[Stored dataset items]
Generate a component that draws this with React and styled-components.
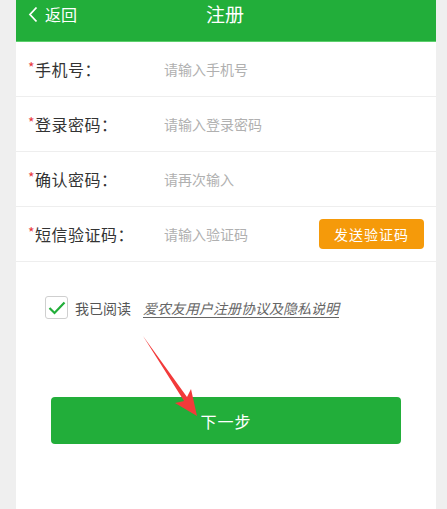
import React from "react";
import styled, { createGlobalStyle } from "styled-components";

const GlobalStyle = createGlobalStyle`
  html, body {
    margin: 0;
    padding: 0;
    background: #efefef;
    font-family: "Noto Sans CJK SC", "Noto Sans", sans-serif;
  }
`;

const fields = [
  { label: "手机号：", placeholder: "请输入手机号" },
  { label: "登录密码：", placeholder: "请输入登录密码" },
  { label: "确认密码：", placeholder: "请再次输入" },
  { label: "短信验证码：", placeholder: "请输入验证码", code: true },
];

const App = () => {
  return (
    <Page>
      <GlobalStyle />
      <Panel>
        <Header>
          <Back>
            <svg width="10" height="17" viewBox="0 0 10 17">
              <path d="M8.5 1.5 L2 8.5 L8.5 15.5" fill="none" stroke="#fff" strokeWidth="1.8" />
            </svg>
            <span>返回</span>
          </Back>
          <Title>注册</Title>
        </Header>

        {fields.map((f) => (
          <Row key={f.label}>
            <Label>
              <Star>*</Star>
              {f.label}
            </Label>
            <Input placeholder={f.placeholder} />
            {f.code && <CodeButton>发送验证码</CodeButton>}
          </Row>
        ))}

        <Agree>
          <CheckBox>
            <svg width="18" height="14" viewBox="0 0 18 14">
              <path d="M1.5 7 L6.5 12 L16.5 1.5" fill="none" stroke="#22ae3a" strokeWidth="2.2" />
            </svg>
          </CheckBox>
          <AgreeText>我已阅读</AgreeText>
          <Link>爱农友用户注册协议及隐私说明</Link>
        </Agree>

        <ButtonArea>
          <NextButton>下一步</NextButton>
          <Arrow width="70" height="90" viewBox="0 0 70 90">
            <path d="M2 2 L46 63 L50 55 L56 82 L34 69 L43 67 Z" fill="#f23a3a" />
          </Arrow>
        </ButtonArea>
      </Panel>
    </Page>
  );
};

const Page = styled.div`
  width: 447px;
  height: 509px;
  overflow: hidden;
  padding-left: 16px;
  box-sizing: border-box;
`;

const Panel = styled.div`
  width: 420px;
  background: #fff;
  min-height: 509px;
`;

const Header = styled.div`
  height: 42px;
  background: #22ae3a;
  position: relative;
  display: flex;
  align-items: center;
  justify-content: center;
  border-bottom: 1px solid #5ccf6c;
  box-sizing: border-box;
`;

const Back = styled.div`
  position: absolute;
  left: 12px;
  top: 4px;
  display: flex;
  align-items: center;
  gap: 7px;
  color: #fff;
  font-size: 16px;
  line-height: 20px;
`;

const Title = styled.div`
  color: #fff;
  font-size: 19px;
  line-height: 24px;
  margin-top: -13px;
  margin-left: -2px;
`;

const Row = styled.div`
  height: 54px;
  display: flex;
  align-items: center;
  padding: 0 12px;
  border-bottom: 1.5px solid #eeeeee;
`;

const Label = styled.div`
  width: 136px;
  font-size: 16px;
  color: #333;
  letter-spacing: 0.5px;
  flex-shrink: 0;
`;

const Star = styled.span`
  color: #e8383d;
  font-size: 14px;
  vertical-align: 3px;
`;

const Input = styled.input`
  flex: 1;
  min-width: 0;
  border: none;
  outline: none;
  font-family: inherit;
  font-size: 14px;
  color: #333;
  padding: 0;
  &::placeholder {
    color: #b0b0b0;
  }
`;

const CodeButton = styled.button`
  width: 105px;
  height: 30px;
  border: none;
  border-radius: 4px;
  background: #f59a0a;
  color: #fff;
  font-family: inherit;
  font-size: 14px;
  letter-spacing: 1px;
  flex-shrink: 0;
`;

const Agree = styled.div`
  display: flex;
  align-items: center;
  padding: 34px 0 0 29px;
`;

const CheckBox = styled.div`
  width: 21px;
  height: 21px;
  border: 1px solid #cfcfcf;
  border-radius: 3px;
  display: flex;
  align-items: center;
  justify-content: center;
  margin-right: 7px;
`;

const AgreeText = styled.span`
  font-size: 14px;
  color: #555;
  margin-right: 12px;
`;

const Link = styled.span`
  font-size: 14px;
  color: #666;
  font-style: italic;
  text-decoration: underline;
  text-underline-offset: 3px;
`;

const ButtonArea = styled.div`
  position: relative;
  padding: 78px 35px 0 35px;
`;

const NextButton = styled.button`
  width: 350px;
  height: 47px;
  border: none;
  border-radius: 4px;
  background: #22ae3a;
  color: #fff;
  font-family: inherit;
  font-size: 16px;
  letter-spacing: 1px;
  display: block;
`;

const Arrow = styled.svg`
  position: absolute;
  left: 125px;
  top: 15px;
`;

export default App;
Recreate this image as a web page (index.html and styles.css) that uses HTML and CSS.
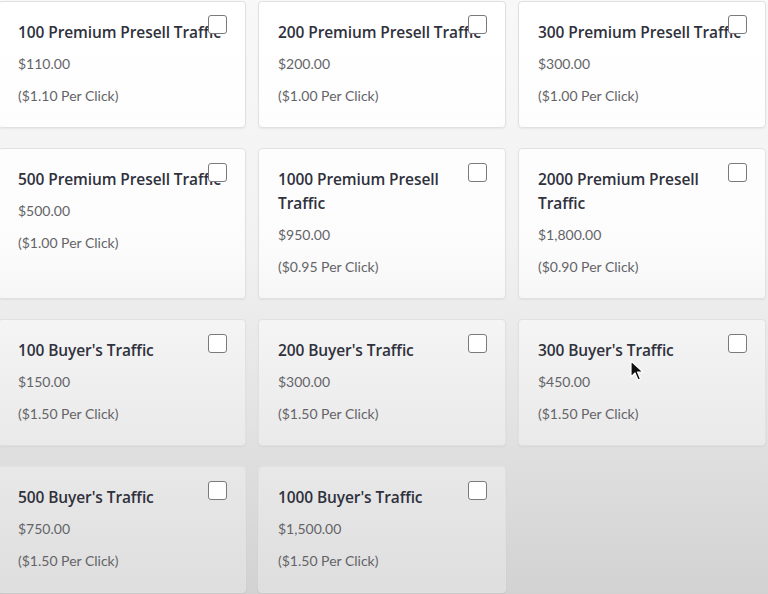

▶ WHAT TO DO: Omit the pictures. Transcribe every record exactly.

▶ OUTPUT OF THE TASK:
Generate a component that draws this with React and styled-components.
import React from "react";
import styled, { createGlobalStyle } from "styled-components";

const GlobalStyle = createGlobalStyle`
  html, body {
    margin: 0;
    padding: 0;
    background: #efefef;
    font-family: "Noto Sans CJK SC", "Noto Sans", sans-serif;
  }
`;

const fields = [
  { label: "手机号：", placeholder: "请输入手机号" },
  { label: "登录密码：", placeholder: "请输入登录密码" },
  { label: "确认密码：", placeholder: "请再次输入" },
  { label: "短信验证码：", placeholder: "请输入验证码", code: true },
];

const App = () => {
  return (
    <Page>
      <GlobalStyle />
      <Panel>
        <Header>
          <Back>
            <svg width="10" height="17" viewBox="0 0 10 17">
              <path d="M8.5 1.5 L2 8.5 L8.5 15.5" fill="none" stroke="#fff" strokeWidth="1.8" />
            </svg>
            <span>返回</span>
          </Back>
          <Title>注册</Title>
        </Header>

        {fields.map((f) => (
          <Row key={f.label}>
            <Label>
              <Star>*</Star>
              {f.label}
            </Label>
            <Input placeholder={f.placeholder} />
            {f.code && <CodeButton>发送验证码</CodeButton>}
          </Row>
        ))}

        <Agree>
          <CheckBox>
            <svg width="18" height="14" viewBox="0 0 18 14">
              <path d="M1.5 7 L6.5 12 L16.5 1.5" fill="none" stroke="#22ae3a" strokeWidth="2.2" />
            </svg>
          </CheckBox>
          <AgreeText>我已阅读</AgreeText>
          <Link>爱农友用户注册协议及隐私说明</Link>
        </Agree>

        <ButtonArea>
          <NextButton>下一步</NextButton>
          <Arrow width="70" height="90" viewBox="0 0 70 90">
            <path d="M2 2 L46 63 L50 55 L56 82 L34 69 L43 67 Z" fill="#f23a3a" />
          </Arrow>
        </ButtonArea>
      </Panel>
    </Page>
  );
};

const Page = styled.div`
  width: 447px;
  height: 509px;
  overflow: hidden;
  padding-left: 16px;
  box-sizing: border-box;
`;

const Panel = styled.div`
  width: 420px;
  background: #fff;
  min-height: 509px;
`;

const Header = styled.div`
  height: 42px;
  background: #22ae3a;
  position: relative;
  display: flex;
  align-items: center;
  justify-content: center;
  border-bottom: 1px solid #5ccf6c;
  box-sizing: border-box;
`;

const Back = styled.div`
  position: absolute;
  left: 12px;
  top: 4px;
  display: flex;
  align-items: center;
  gap: 7px;
  color: #fff;
  font-size: 16px;
  line-height: 20px;
`;

const Title = styled.div`
  color: #fff;
  font-size: 19px;
  line-height: 24px;
  margin-top: -13px;
  margin-left: -2px;
`;

const Row = styled.div`
  height: 54px;
  display: flex;
  align-items: center;
  padding: 0 12px;
  border-bottom: 1.5px solid #eeeeee;
`;

const Label = styled.div`
  width: 136px;
  font-size: 16px;
  color: #333;
  letter-spacing: 0.5px;
  flex-shrink: 0;
`;

const Star = styled.span`
  color: #e8383d;
  font-size: 14px;
  vertical-align: 3px;
`;

const Input = styled.input`
  flex: 1;
  min-width: 0;
  border: none;
  outline: none;
  font-family: inherit;
  font-size: 14px;
  color: #333;
  padding: 0;
  &::placeholder {
    color: #b0b0b0;
  }
`;

const CodeButton = styled.button`
  width: 105px;
  height: 30px;
  border: none;
  border-radius: 4px;
  background: #f59a0a;
  color: #fff;
  font-family: inherit;
  font-size: 14px;
  letter-spacing: 1px;
  flex-shrink: 0;
`;

const Agree = styled.div`
  display: flex;
  align-items: center;
  padding: 34px 0 0 29px;
`;

const CheckBox = styled.div`
  width: 21px;
  height: 21px;
  border: 1px solid #cfcfcf;
  border-radius: 3px;
  display: flex;
  align-items: center;
  justify-content: center;
  margin-right: 7px;
`;

const AgreeText = styled.span`
  font-size: 14px;
  color: #555;
  margin-right: 12px;
`;

const Link = styled.span`
  font-size: 14px;
  color: #666;
  font-style: italic;
  text-decoration: underline;
  text-underline-offset: 3px;
`;

const ButtonArea = styled.div`
  position: relative;
  padding: 78px 35px 0 35px;
`;

const NextButton = styled.button`
  width: 350px;
  height: 47px;
  border: none;
  border-radius: 4px;
  background: #22ae3a;
  color: #fff;
  font-family: inherit;
  font-size: 16px;
  letter-spacing: 1px;
  display: block;
`;

const Arrow = styled.svg`
  position: absolute;
  left: 125px;
  top: 15px;
`;

export default App;
Recreate this image as a web page (index.html and styles.css) that uses HTML and CSS.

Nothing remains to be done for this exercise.